He was born as Josiah Pitts Woolfolk in Chicago in 1894. His father was a doctor who died at age 49, thus he was brought up by his grandmother and educated at Northwestern University and Racine College.
He started his literary career as a newspaperman working for several Chicago dailies, moving on to pulp magazines and to dozens of books. He was a skillful plotter, setting up clever situations and ingenious resolutions. In his autobiography, he states he sold over 1,000 short stories to over 60 periodicals. His book, Evangelical Cockroach provides 39 of his short stories.
Jack Woodford was his first of many pseudonyms--Jack because he liked material written by Jack Lait and Woodford since his father had been born in Woodford County. Three of his many other pseudonyms were Howard Kennedy, Gordon Sayre, and Sappo Henderson Britt.
A former telegrapher, he typed at machine gun speed, literally wearing out one to two typewriters each month. He said he could turn out a 1,200 word story in less then an hour without corrections.
His fiction was highly controversial, regarded as salacious and he was branded a pornographer. His stories were filled with sex leaving people hot and bothered--that censors couldn't touch because he never described any body part--his books having sensational titles as Sin and Such, White Meat and Love in Virginia. Today they are regarded as being mildly erotic and sexually suggestive.
By 1940, 30 million people had read an article, book or short story by Jack Woodford. He stated, "I have more books in active print all at one time than any other author ever had in the entire history of the publishing business in the United States."

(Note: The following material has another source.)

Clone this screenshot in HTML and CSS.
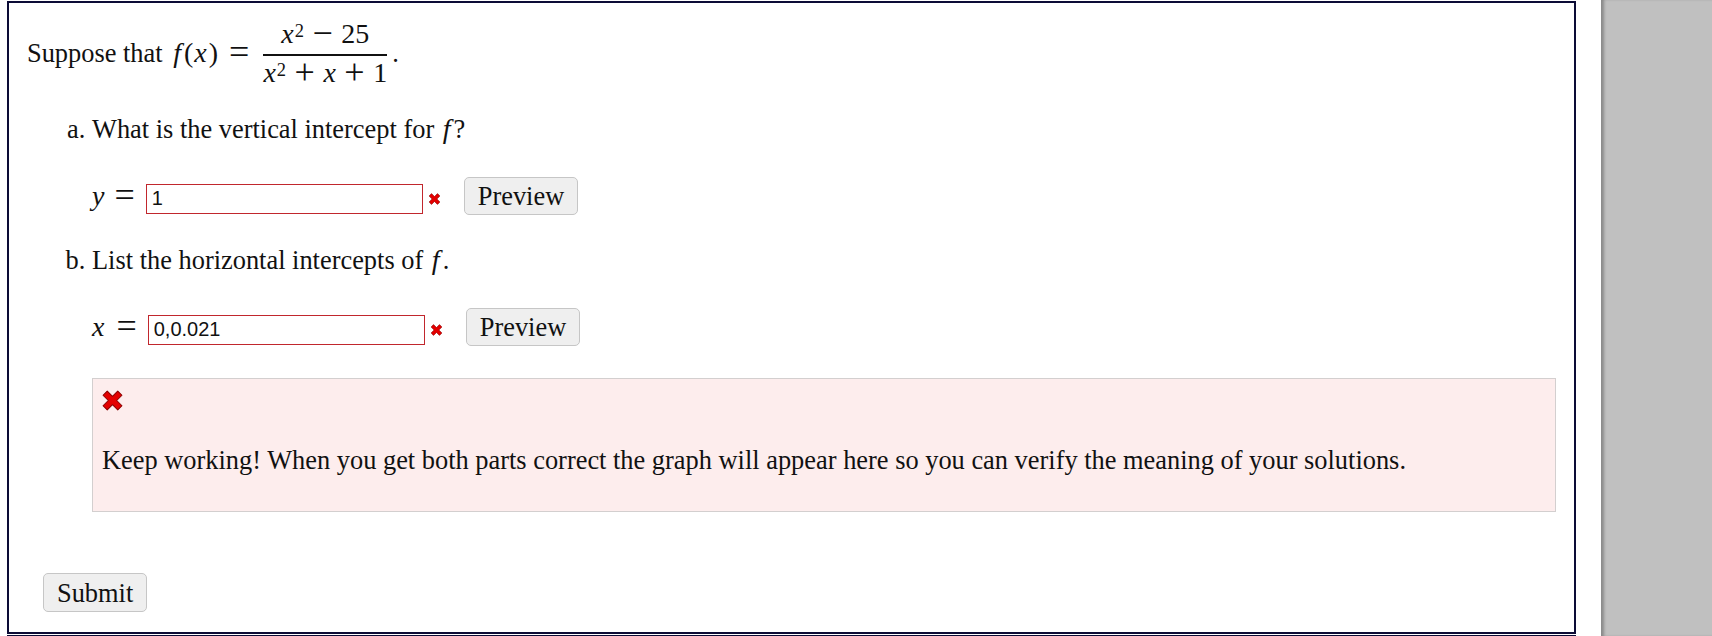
FILE: index.html
```html
<!DOCTYPE html>
<html lang="en">
<head>
  <meta charset="UTF-8">
  <title>Rational function intercepts</title>
  <link rel="stylesheet" href="styles.css">
</head>
<body>

  <div class="main">
    <form class="question-box">
      <p class="intro">Suppose that <span class="math lead"><i class="mi f">f</i><span class="mo">(</span><i class="mi arg">x</i><span class="mo">)</span><span class="rel">=</span><span class="frac"><span class="num"><i class="mi">x</i><sup>2</sup><span class="bin">−</span>25</span><span class="bar"></span><span class="den"><i class="mi">x</i><sup>2</sup><span class="bin">+</span><i class="mi">x</i><span class="bin">+</span>1</span></span></span>.</p>

      <div class="parts">
        <ol>
          <li>
            <p class="prompt">What is the vertical intercept for <span class="math"><i class="mi f">f</i></span>?</p>
            <div class="answer">
              <span class="math"><i class="mi">y</i><span class="rel">=</span></span>
              <input type="text" class="ans-input" value="1">
              <svg class="mark" viewBox="0 0 20 20"><polygon points="1,5 5,1 10,6 15,1 19,5 14,10 19,15 15,19 10,14 5,19 1,15 6,10"/></svg>
              <button type="button" class="btn">Preview</button>
            </div>
          </li>
          <li>
            <p class="prompt">List the horizontal intercepts of <span class="math"><i class="mi f">f</i></span>.</p>
            <div class="answer">
              <span class="math"><i class="mi wide">x</i><span class="rel">=</span></span>
              <input type="text" class="ans-input" value="0,0.021">
              <svg class="mark" viewBox="0 0 20 20"><polygon points="1,5 5,1 10,6 15,1 19,5 14,10 19,15 15,19 10,14 5,19 1,15 6,10"/></svg>
              <button type="button" class="btn">Preview</button>
            </div>
          </li>
        </ol>

        <div class="feedback">
          <svg class="mark-lg" viewBox="0 0 20 20"><polygon points="1,5 5,1 10,6 15,1 19,5 14,10 19,15 15,19 10,14 5,19 1,15 6,10"/></svg>
          <p>Keep working! When you get both parts correct the graph will appear here so you can verify the meaning of your solutions.</p>
        </div>
      </div>

      <button type="submit" class="btn submit">Submit</button>
    </form>
    <div class="next-box"></div>
  </div>

  <div class="side"></div>

</body>
</html>
```

FILE: styles.css
```css
html, body {
  height: 100%;
  margin: 0;
  padding: 0;
  overflow: hidden;
  background: #fff;
}

body {
  display: flex;
  font-family: "Liberation Serif", "Times New Roman", serif;
  font-size: 26.4px;
  line-height: 30px;
  color: #111;
}

.main {
  flex: 1;
  min-width: 0;
  padding: 1px 25px 0 7px;
}

.side {
  width: 111px;
  background: #c0c0c0;
  box-shadow: inset 4px 0 3px -1px #8a8a8a;
}

.question-box {
  border: 2px solid #0c0c36;
  padding: 0 18px 20px;
}

.next-box {
  margin-top: 1px;
  height: 10px;
  border-top: 2px solid #0c0c36;
}

/* math bits */
.math {
  font-size: 28px;
}

.mi {
  font-style: italic;
}

.mi.f {
  margin: 0 3px 0 2px;
}

.lead {
  margin-left: 2px;
}

.mi.arg {
  margin: 0 2px 0 1px;
}

.rel,
.bin {
  font-size: 36px;
  line-height: 0;
  vertical-align: -2px;
}

.rel {
  margin: 0 13px 0 11px;
}

.bin {
  margin: 0 8.5px;
}

sup {
  font-size: 0.66em;
  line-height: 0;
  vertical-align: 0.32em;
  margin-left: 1px;
}

.frac {
  display: inline-flex;
  flex-direction: column;
  vertical-align: 19px;
  text-align: center;
  padding: 0 1px;
  margin-right: 4px;
}

.num {
  line-height: 31px;
  padding-bottom: 5px;
}

.bar {
  height: 2px;
  background: #111;
}

.den {
  line-height: 31px;
  padding-top: 1px;
}

.intro {
  margin: 15px 0 0;
}

/* parts a, b */
.parts {
  padding-left: 65px;
}

.parts ol {
  margin: 26px 0 0;
  padding: 0;
  list-style: lower-alpha;
}

.parts li + li {
  margin-top: 30px;
}

.prompt {
  margin: 0;
}

.answer {
  display: flex;
  align-items: baseline;
  margin-top: 33px;
}

.answer .mi {
  margin-right: 2px;
}

.answer .mi.wide {
  margin-right: 4px;
}

.answer .rel {
  margin: 0 11px 0 8px;
}

.ans-input {
  box-sizing: border-box;
  width: 277px;
  height: 30px;
  padding: 2px 5px;
  border: 1px solid #c1272d;
  font: 20px/24px "Liberation Sans", Arial, sans-serif;
  color: #111;
}

.mark {
  width: 13px;
  height: 12px;
  margin: 0 23px 0 5px;
}

.mark polygon,
.mark-lg polygon {
  fill: #e40000;
  stroke: #8a0000;
  stroke-width: 1;
  stroke-linejoin: round;
}

.btn {
  box-sizing: border-box;
  height: 38px;
  padding: 3px 13px;
  border: 1px solid #c6c6c6;
  border-radius: 5px;
  background: #efefef;
  font: 26.4px/30px "Liberation Serif", "Times New Roman", serif;
  color: #111;
}

.submit {
  display: block;
  height: 39px;
  margin: 61px 0 0 16px;
}

/* feedback */
.feedback {
  margin-top: 32px;
  padding: 10px 10px 10px 9px;
  border: 1px solid #d3cfcf;
  background: #fdeded;
}

.mark-lg {
  display: block;
  width: 21px;
  height: 23px;
}

.feedback p {
  margin: 33px 0 26px;
}
```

His novel, City Limits was made into a film by MGM in 1934. On an impulse, he and his daughter moved to Hollywood where he worked for Warner Brothers, MGM, Columbia, and Universal. He wrote scripts for the MGM shorts, The Magician's Daughter (1938), Anaesthesia (1938), What Do You Think? (1938), and Happily Buried (1939)--and many other films for which he was given no credit. They lived in Hollywood until 1951 in relative obscurity.
He wrote 60 novels from 1930 to 1953. From 1950 to 1954 he co-authored over thirty novels with young writers--apparently attaching his name to these unknown writer's manuscripts. He wrote almost 20 non-fiction books primarily focused on how to write and get publish.